I've been seeing both sides of the debate when it comes to polygamy. The anti-gay marriage crowd asked a fair question - if the definition of marriage can change from one man/woman to man/man or woman/woman, on what grounds can polygamy be denied given it is involving consenting adults.
The pro gay-marriage crowd (playing damage control a bit) would dismiss the question or simply state polgamy is not in big demand. But either response was deflecting from the question.
Last night, after about four IPAs, I actually figured it out.
When marriage is denied to gays, it is denying a person something than another person has a legal right to.
But in making polygamy illegal, it is discriminating against everyone - including gays, straights, men and women. Therefore, in a skewed way, there is no one excluded from the anti-polygamy law because it is forbidden to all.

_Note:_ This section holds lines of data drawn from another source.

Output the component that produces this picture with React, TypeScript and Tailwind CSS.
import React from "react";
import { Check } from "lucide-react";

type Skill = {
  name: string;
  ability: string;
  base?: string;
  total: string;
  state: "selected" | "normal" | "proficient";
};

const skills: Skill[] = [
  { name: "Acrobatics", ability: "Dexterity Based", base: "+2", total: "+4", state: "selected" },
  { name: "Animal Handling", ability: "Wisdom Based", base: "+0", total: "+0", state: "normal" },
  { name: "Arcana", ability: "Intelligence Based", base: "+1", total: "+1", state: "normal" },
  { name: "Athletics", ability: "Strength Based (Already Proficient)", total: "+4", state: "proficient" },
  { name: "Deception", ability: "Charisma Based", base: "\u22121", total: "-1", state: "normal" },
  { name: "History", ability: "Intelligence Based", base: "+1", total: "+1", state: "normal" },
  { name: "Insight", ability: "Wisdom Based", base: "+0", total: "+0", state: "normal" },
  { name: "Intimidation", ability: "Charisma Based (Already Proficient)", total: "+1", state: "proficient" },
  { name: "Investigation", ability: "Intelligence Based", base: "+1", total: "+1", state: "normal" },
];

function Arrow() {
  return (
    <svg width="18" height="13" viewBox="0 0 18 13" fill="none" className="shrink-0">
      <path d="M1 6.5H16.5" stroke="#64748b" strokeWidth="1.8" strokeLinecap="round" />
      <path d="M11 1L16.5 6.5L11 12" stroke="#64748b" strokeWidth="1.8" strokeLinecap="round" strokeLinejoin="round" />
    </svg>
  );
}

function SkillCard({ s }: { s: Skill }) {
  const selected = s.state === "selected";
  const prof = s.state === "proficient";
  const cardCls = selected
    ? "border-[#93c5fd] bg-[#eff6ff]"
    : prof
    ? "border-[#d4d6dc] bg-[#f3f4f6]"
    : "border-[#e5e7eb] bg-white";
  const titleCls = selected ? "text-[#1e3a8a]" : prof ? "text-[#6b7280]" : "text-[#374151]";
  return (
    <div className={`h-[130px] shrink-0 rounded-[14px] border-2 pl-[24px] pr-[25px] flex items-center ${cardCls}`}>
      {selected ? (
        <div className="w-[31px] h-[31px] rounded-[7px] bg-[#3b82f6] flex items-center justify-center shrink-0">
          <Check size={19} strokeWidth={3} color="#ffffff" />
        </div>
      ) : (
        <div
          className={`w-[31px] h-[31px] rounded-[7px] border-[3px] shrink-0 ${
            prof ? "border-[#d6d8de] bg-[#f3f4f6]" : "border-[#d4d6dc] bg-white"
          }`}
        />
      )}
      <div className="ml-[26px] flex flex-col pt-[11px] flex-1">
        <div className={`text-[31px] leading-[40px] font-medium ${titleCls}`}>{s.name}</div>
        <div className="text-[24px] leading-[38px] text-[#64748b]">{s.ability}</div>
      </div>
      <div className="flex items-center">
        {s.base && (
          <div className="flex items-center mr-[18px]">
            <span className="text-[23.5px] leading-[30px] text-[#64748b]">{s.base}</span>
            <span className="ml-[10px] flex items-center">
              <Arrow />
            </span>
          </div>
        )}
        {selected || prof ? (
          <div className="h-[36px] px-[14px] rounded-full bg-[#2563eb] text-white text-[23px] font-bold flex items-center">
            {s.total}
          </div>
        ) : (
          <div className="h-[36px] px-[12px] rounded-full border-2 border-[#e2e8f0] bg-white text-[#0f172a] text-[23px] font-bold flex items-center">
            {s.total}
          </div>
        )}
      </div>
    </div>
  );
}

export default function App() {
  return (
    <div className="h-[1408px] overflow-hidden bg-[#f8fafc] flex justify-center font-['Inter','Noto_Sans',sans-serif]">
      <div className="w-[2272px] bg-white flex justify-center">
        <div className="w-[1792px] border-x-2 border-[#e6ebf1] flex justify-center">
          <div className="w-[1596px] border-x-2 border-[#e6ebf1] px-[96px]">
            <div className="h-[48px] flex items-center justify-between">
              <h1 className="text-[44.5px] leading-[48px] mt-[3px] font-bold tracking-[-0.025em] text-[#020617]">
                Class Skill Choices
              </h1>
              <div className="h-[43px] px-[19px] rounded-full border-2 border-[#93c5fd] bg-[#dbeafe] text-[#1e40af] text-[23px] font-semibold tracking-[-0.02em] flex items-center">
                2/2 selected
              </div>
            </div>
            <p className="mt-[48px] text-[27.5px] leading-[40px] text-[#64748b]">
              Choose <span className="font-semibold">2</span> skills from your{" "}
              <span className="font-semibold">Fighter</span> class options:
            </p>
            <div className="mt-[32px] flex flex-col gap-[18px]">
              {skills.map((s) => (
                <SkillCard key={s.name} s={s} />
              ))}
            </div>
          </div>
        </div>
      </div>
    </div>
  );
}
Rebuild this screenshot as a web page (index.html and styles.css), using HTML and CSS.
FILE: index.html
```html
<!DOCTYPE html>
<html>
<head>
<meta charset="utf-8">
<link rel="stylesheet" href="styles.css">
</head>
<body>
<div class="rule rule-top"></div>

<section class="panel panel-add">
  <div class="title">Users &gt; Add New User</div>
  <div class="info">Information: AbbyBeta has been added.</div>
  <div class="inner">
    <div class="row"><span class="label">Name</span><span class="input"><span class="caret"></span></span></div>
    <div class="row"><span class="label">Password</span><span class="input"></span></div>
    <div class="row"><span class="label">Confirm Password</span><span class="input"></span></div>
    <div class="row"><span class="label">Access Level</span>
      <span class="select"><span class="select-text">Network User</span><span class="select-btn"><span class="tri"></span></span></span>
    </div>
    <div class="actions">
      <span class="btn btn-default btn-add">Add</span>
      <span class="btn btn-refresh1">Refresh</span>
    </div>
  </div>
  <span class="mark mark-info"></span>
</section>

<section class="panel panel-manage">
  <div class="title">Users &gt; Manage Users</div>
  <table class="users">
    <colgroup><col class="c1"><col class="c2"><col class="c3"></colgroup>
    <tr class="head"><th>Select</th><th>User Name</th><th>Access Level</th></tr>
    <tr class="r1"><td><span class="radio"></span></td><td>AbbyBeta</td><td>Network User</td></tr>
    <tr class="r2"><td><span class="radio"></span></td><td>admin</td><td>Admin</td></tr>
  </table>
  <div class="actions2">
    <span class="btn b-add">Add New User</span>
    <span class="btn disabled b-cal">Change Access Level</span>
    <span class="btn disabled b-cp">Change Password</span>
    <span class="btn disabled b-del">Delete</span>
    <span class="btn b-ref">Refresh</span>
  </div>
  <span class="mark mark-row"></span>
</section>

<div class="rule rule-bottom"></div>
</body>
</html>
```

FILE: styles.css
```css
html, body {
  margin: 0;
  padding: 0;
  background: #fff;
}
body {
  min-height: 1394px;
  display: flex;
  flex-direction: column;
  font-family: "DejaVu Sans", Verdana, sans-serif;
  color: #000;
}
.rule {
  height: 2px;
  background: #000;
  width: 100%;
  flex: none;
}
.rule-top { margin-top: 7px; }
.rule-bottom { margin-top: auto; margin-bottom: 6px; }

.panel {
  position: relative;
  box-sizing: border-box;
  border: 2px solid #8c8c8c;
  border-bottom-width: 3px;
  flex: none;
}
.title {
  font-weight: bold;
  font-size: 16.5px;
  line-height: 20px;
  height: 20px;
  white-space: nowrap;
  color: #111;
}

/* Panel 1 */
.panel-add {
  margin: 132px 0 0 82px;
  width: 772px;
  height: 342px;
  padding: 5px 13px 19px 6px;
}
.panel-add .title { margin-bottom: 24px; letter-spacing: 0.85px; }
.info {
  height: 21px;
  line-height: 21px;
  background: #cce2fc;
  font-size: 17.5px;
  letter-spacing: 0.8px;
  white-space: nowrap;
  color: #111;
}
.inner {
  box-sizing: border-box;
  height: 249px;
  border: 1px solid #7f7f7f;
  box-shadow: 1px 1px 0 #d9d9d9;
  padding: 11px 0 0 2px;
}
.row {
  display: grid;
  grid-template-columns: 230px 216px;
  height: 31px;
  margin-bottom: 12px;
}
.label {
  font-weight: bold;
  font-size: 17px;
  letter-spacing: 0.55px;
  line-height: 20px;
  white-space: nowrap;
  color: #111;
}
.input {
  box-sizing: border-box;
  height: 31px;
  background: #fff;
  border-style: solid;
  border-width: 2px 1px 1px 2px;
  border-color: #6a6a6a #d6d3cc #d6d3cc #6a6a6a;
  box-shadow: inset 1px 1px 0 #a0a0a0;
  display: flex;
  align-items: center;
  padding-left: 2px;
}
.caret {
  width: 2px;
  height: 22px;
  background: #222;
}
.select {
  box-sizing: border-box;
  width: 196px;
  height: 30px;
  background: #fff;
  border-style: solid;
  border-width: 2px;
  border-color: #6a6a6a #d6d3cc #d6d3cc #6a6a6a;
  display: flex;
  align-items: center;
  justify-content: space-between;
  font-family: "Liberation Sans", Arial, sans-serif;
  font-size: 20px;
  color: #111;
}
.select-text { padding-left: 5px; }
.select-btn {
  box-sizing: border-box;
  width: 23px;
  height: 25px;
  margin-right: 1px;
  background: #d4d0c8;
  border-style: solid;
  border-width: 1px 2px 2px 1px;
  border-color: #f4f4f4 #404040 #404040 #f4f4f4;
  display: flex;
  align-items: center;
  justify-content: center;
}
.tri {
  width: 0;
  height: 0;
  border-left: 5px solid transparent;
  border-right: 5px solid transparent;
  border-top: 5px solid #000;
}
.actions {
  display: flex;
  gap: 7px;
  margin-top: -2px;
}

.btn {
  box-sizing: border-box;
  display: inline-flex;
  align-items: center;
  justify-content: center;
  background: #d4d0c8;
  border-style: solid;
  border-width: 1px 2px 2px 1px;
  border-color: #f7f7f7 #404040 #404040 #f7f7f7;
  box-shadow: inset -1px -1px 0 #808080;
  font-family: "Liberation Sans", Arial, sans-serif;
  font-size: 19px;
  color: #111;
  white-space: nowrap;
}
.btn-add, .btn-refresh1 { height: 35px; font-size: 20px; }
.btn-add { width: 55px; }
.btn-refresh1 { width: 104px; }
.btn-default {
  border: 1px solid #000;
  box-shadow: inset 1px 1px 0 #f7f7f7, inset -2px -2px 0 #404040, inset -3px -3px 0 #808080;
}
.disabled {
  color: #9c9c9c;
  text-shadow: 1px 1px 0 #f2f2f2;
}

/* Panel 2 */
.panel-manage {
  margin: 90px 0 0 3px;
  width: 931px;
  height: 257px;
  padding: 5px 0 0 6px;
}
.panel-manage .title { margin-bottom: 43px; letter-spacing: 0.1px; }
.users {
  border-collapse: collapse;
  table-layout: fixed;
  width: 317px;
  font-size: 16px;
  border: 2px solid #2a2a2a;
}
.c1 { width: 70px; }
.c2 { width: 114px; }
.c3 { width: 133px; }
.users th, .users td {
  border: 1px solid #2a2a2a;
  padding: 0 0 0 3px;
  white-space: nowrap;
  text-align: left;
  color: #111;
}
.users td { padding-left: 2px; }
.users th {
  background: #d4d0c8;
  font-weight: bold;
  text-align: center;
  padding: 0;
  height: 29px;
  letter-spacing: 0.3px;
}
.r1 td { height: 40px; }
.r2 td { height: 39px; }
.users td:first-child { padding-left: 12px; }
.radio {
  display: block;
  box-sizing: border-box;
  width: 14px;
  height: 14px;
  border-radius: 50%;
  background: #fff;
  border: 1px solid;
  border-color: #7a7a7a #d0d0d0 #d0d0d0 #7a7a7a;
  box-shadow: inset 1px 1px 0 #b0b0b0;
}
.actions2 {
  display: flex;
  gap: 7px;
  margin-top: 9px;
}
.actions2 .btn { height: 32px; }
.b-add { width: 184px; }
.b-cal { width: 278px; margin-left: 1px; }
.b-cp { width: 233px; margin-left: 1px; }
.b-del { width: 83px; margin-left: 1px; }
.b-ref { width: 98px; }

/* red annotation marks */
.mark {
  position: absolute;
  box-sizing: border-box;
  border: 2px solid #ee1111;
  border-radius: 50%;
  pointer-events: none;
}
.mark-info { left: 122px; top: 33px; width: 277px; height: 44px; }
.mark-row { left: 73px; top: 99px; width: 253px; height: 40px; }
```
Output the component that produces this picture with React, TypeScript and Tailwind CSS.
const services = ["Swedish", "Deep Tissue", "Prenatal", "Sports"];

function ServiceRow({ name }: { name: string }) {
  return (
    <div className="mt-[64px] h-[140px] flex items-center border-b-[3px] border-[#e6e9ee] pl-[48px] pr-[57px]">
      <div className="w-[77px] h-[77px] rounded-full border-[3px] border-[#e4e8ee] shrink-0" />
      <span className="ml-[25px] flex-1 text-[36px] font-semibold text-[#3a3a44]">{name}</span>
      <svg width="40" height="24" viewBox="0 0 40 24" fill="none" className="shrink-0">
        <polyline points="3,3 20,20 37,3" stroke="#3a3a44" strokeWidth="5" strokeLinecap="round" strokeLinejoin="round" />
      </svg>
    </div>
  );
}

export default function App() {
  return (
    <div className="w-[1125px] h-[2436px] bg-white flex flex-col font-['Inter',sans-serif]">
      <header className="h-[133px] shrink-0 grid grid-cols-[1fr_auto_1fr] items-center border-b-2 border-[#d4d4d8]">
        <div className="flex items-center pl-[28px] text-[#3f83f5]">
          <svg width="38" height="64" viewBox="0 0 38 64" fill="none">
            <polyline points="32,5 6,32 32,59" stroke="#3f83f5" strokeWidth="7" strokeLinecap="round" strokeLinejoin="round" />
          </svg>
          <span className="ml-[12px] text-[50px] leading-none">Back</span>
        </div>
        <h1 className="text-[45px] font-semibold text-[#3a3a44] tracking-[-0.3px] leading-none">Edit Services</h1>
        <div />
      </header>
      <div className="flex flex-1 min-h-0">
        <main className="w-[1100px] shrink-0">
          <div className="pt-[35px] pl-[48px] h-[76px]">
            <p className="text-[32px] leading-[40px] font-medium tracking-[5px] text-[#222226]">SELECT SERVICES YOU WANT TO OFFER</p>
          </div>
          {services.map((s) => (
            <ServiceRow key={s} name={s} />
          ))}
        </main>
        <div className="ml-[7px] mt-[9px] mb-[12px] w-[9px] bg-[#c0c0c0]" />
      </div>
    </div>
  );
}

Okay, it sounds good. But what about the old argument that marriage was not forbidden to gays before the SCOTUS ruled. They could still marry. Marriage to another same sex couple was forbidden to all, everyone regardless of orientation. No one could marry someone of their own gender, no matter what or throw in any caveat. One could say under the old system, all it did was treat men as men and women as women, with marriage allowed to only one man and one woman.
Personally, I have said this until I am blue in the face. Get government out of marriage. Only those who want to get married and are of consenting age, let them marry whom ever they want and how many they want. Let the people actually involved decide, not government.